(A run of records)
····················

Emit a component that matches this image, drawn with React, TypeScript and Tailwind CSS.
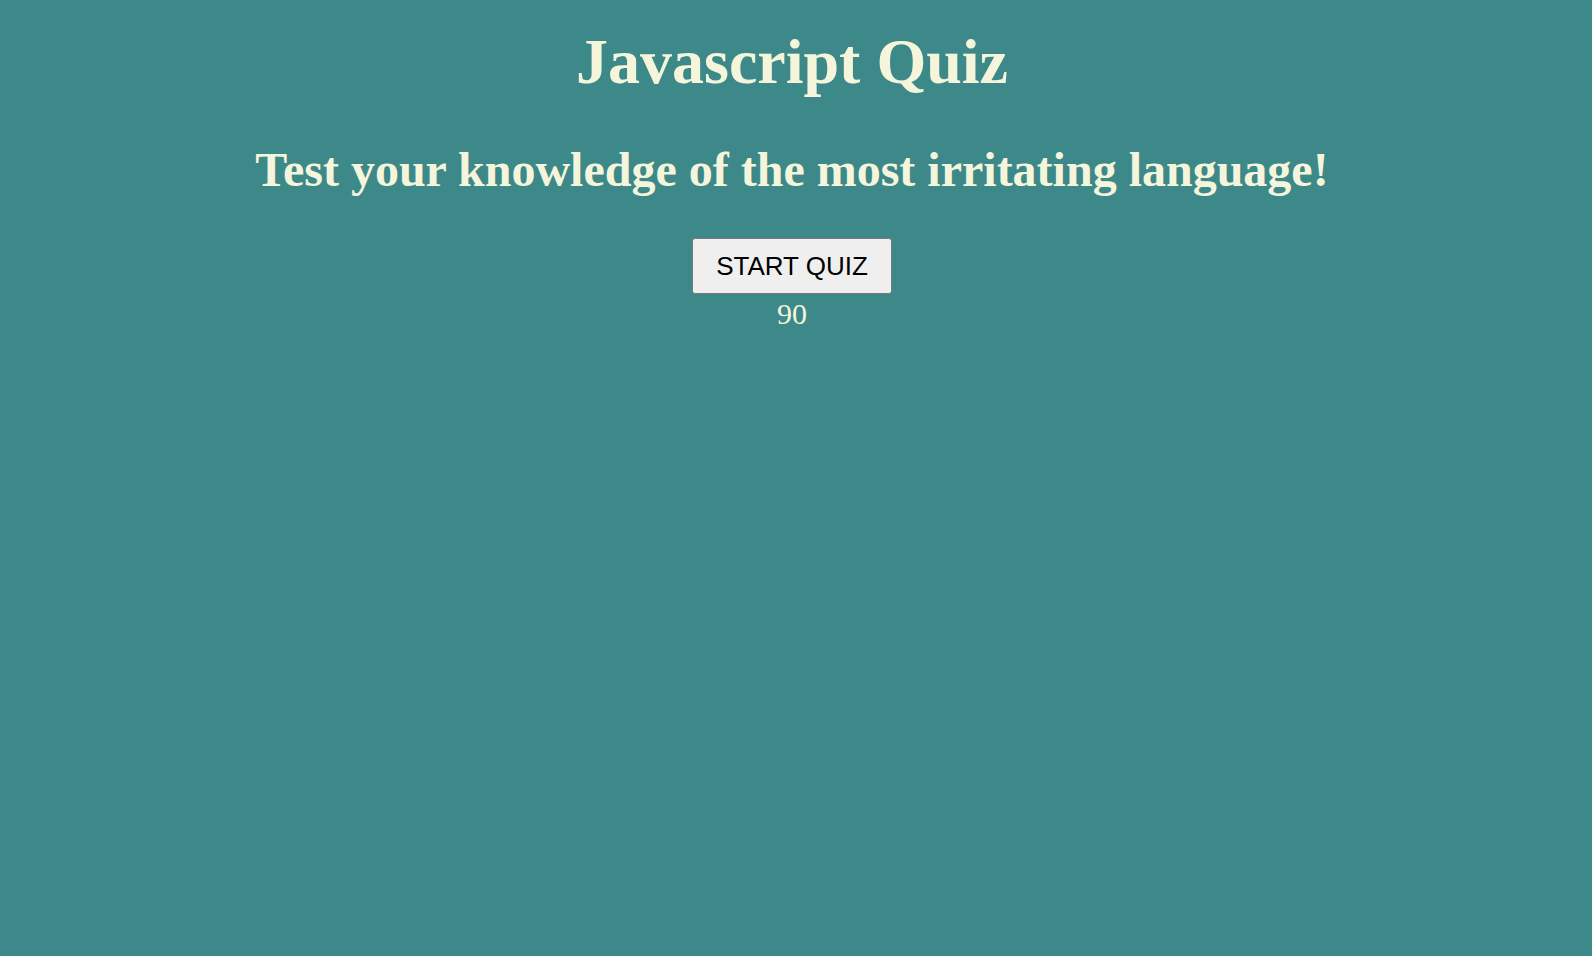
export default function App() {
  return (
    <div className="min-h-screen w-full bg-[#3d898a] pr-[8px] text-center text-[#f5f5dc] font-['Liberation_Serif',serif]">
      {/* Header */}
      <h1 className="pt-[26px] text-[64px] font-bold leading-[71px]">Javascript Quiz</h1>
      <h2 className="mt-[46px] text-[48px] font-bold leading-[53px]">
        Test your knowledge of the most irritating language!
      </h2>

      <div className="mt-[42px] flex flex-col items-center">
        <button className="h-[56px] w-[200px] rounded-[3px] border border-[#777777] bg-[#efefef] font-['Liberation_Sans',sans-serif] text-[26px] leading-[30px] text-black">
          START QUIZ
        </button>
        <div className="mt-[3px] text-[30px] leading-[33px]">90</div>
      </div>
    </div>
  );
}
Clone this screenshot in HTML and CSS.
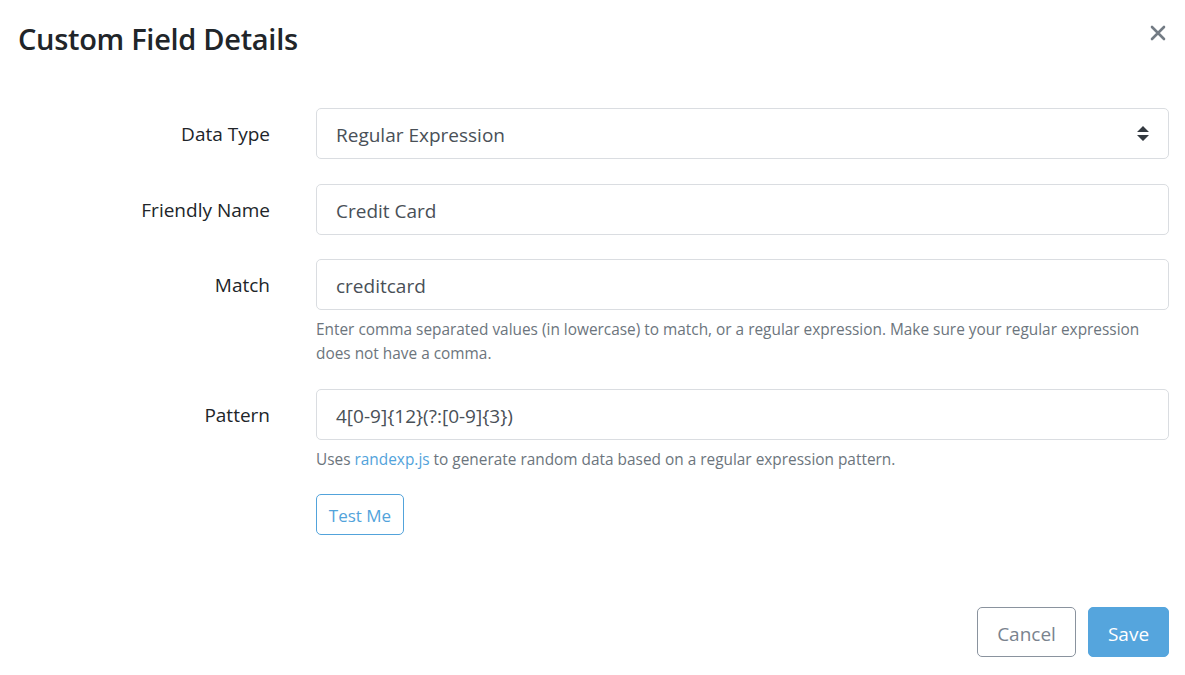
FILE: index.html
```html
<!DOCTYPE html>
<html lang="en">
<head>
  <meta charset="UTF-8">
  <title>Custom Field Details</title>
  <link rel="stylesheet" href="styles.css">
</head>
<body>

  <div class="modal">
    <div class="modal-header">
      <h3 class="modal-title">Custom Field Details</h3>
      <button class="close" type="button" aria-label="Close">
        <svg width="16" height="16" viewBox="0 0 16 16">
          <path d="M2 2 L14 14 M14 2 L2 14" stroke="currentColor" stroke-width="2.6" stroke-linecap="round"/>
        </svg>
      </button>
    </div>

    <form class="modal-body">
      <div class="form-row">
        <label class="col-label">Data Type</label>
        <div class="col-field">
          <div class="select-wrap">
            <div class="form-control">Regular Expression</div>
            <svg class="select-arrows" width="12" height="16" viewBox="0 0 12 16">
              <path d="M6 0 L12 6 L0 6 Z M0 9 L12 9 L6 15 Z" fill="#343a40"/>
            </svg>
          </div>
        </div>
      </div>

      <div class="form-row">
        <label class="col-label">Friendly Name</label>
        <div class="col-field">
          <div class="form-control">Credit Card</div>
        </div>
      </div>

      <div class="form-row">
        <label class="col-label">Match</label>
        <div class="col-field">
          <div class="form-control">creditcard</div>
          <p class="form-text">Enter comma separated values (in lowercase) to match, or a regular expression. Make sure your regular expression does not have a comma.</p>
        </div>
      </div>

      <div class="form-row">
        <label class="col-label">Pattern</label>
        <div class="col-field">
          <div class="form-control">4[0-9]{12}(?:[0-9]{3})</div>
          <p class="form-text">Uses <a href="#">randexp.js</a> to generate random data based on a regular expression pattern.</p>
          <button class="btn btn-outline" type="button">Test Me</button>
        </div>
      </div>
    </form>

    <div class="modal-footer">
      <button class="btn btn-cancel" type="button">Cancel</button>
      <button class="btn btn-save" type="button">Save</button>
    </div>
  </div>

</body>
</html>
```

FILE: styles.css
```css
body {
  margin: 0;
  font-family: "Open Sans", "Noto Sans", sans-serif;
  color: #212529;
  background: #fff;
}
.modal {
  width: 1185px;
}
.modal-header {
  display: flex;
  justify-content: space-between;
  align-items: flex-start;
  padding: 21px 19px 0 18px;
}
.modal-title {
  margin: 0;
  font-size: 29px;
  font-weight: 600;
  line-height: 35px;
  letter-spacing: -0.3px;
}
.close {
  border: 0;
  background: none;
  padding: 0;
  margin-top: 4px;
  color: #737b84;
  width: 16px;
  height: 16px;
  cursor: pointer;
}
.close svg {
  display: block;
}
.modal-body {
  padding: 52px 16px 0 16px;
}
.form-row {
  display: grid;
  grid-template-columns: 254px 1fr;
  column-gap: 46px;
  margin-bottom: 24px;
}
.form-row:first-child {
  margin-bottom: 25px;
}
.form-row:nth-child(3) {
  margin-bottom: 23px;
}
.col-label {
  text-align: right;
  font-size: 19px;
  line-height: 49px;
  padding-top: 2px;
  color: #212529;
}
.select-wrap {
  position: relative;
}
.select-arrows {
  position: absolute;
  right: 20px;
  top: 18px;
}
.form-control {
  box-sizing: border-box;
  height: 51px;
  border: 1px solid #dadde1;
  border-radius: 5px;
  padding: 2px 19px 0 19px;
  font-size: 19px;
  line-height: 49px;
  color: #495057;
  overflow: hidden;
}
.form-text {
  margin: 8px 0 0 0;
  font-size: 15.4px;
  line-height: 24px;
  color: #6c757d;
}
.form-text a {
  color: #52a3db;
  text-decoration: none;
}
.btn {
  box-sizing: border-box;
  font-family: inherit;
  background: #fff;
  border-radius: 5px;
  cursor: pointer;
}
.btn-outline {
  margin-top: 22px;
  height: 41px;
  width: 88px;
  padding: 1px 0 0 0;
  border: 1px solid #52a3db;
  color: #52a3db;
  font-size: 17px;
}
.modal-footer {
  display: flex;
  justify-content: flex-end;
  gap: 12px;
  padding: 48px 16px 0 16px;
}
.btn-cancel {
  height: 50px;
  width: 99px;
  padding: 3px 0 0 0;
  border: 1px solid #8a939e;
  color: #7a838e;
  font-size: 19px;
}
.btn-save {
  height: 50px;
  width: 81px;
  padding: 3px 0 0 0;
  border: 1px solid #55a5dd;
  background: #55a5dd;
  color: #fff;
  font-size: 19px;
}
```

····················

Copy the records exactly as they appear, excluding images.

# Output of the exercise
Emit a component that matches this image, drawn with React, TypeScript and Tailwind CSS.
export default function App() {
  return (
    <div className="min-h-screen w-full bg-[#3d898a] pr-[8px] text-center text-[#f5f5dc] font-['Liberation_Serif',serif]">
      {/* Header */}
      <h1 className="pt-[26px] text-[64px] font-bold leading-[71px]">Javascript Quiz</h1>
      <h2 className="mt-[46px] text-[48px] font-bold leading-[53px]">
        Test your knowledge of the most irritating language!
      </h2>

      <div className="mt-[42px] flex flex-col items-center">
        <button className="h-[56px] w-[200px] rounded-[3px] border border-[#777777] bg-[#efefef] font-['Liberation_Sans',sans-serif] text-[26px] leading-[30px] text-black">
          START QUIZ
        </button>
        <div className="mt-[3px] text-[30px] leading-[33px]">90</div>
      </div>
    </div>
  );
}
Clone this screenshot in HTML and CSS.
FILE: index.html
```html
<!DOCTYPE html>
<html lang="en">
<head>
  <meta charset="UTF-8">
  <title>Custom Field Details</title>
  <link rel="stylesheet" href="styles.css">
</head>
<body>

  <div class="modal">
    <div class="modal-header">
      <h3 class="modal-title">Custom Field Details</h3>
      <button class="close" type="button" aria-label="Close">
        <svg width="16" height="16" viewBox="0 0 16 16">
          <path d="M2 2 L14 14 M14 2 L2 14" stroke="currentColor" stroke-width="2.6" stroke-linecap="round"/>
        </svg>
      </button>
    </div>

    <form class="modal-body">
      <div class="form-row">
        <label class="col-label">Data Type</label>
        <div class="col-field">
          <div class="select-wrap">
            <div class="form-control">Regular Expression</div>
            <svg class="select-arrows" width="12" height="16" viewBox="0 0 12 16">
              <path d="M6 0 L12 6 L0 6 Z M0 9 L12 9 L6 15 Z" fill="#343a40"/>
            </svg>
          </div>
        </div>
      </div>

      <div class="form-row">
        <label class="col-label">Friendly Name</label>
        <div class="col-field">
          <div class="form-control">Credit Card</div>
        </div>
      </div>

      <div class="form-row">
        <label class="col-label">Match</label>
        <div class="col-field">
          <div class="form-control">creditcard</div>
          <p class="form-text">Enter comma separated values (in lowercase) to match, or a regular expression. Make sure your regular expression does not have a comma.</p>
        </div>
      </div>

      <div class="form-row">
        <label class="col-label">Pattern</label>
        <div class="col-field">
          <div class="form-control">4[0-9]{12}(?:[0-9]{3})</div>
          <p class="form-text">Uses <a href="#">randexp.js</a> to generate random data based on a regular expression pattern.</p>
          <button class="btn btn-outline" type="button">Test Me</button>
        </div>
      </div>
    </form>

    <div class="modal-footer">
      <button class="btn btn-cancel" type="button">Cancel</button>
      <button class="btn btn-save" type="button">Save</button>
    </div>
  </div>

</body>
</html>
```

FILE: styles.css
```css
body {
  margin: 0;
  font-family: "Open Sans", "Noto Sans", sans-serif;
  color: #212529;
  background: #fff;
}
.modal {
  width: 1185px;
}
.modal-header {
  display: flex;
  justify-content: space-between;
  align-items: flex-start;
  padding: 21px 19px 0 18px;
}
.modal-title {
  margin: 0;
  font-size: 29px;
  font-weight: 600;
  line-height: 35px;
  letter-spacing: -0.3px;
}
.close {
  border: 0;
  background: none;
  padding: 0;
  margin-top: 4px;
  color: #737b84;
  width: 16px;
  height: 16px;
  cursor: pointer;
}
.close svg {
  display: block;
}
.modal-body {
  padding: 52px 16px 0 16px;
}
.form-row {
  display: grid;
  grid-template-columns: 254px 1fr;
  column-gap: 46px;
  margin-bottom: 24px;
}
.form-row:first-child {
  margin-bottom: 25px;
}
.form-row:nth-child(3) {
  margin-bottom: 23px;
}
.col-label {
  text-align: right;
  font-size: 19px;
  line-height: 49px;
  padding-top: 2px;
  color: #212529;
}
.select-wrap {
  position: relative;
}
.select-arrows {
  position: absolute;
  right: 20px;
  top: 18px;
}
.form-control {
  box-sizing: border-box;
  height: 51px;
  border: 1px solid #dadde1;
  border-radius: 5px;
  padding: 2px 19px 0 19px;
  font-size: 19px;
  line-height: 49px;
  color: #495057;
  overflow: hidden;
}
.form-text {
  margin: 8px 0 0 0;
  font-size: 15.4px;
  line-height: 24px;
  color: #6c757d;
}
.form-text a {
  color: #52a3db;
  text-decoration: none;
}
.btn {
  box-sizing: border-box;
  font-family: inherit;
  background: #fff;
  border-radius: 5px;
  cursor: pointer;
}
.btn-outline {
  margin-top: 22px;
  height: 41px;
  width: 88px;
  padding: 1px 0 0 0;
  border: 1px solid #52a3db;
  color: #52a3db;
  font-size: 17px;
}
.modal-footer {
  display: flex;
  justify-content: flex-end;
  gap: 12px;
  padding: 48px 16px 0 16px;
}
.btn-cancel {
  height: 50px;
  width: 99px;
  padding: 3px 0 0 0;
  border: 1px solid #8a939e;
  color: #7a838e;
  font-size: 19px;
}
.btn-save {
  height: 50px;
  width: 81px;
  padding: 3px 0 0 0;
  border: 1px solid #55a5dd;
  background: #55a5dd;
  color: #fff;
  font-size: 19px;
}
```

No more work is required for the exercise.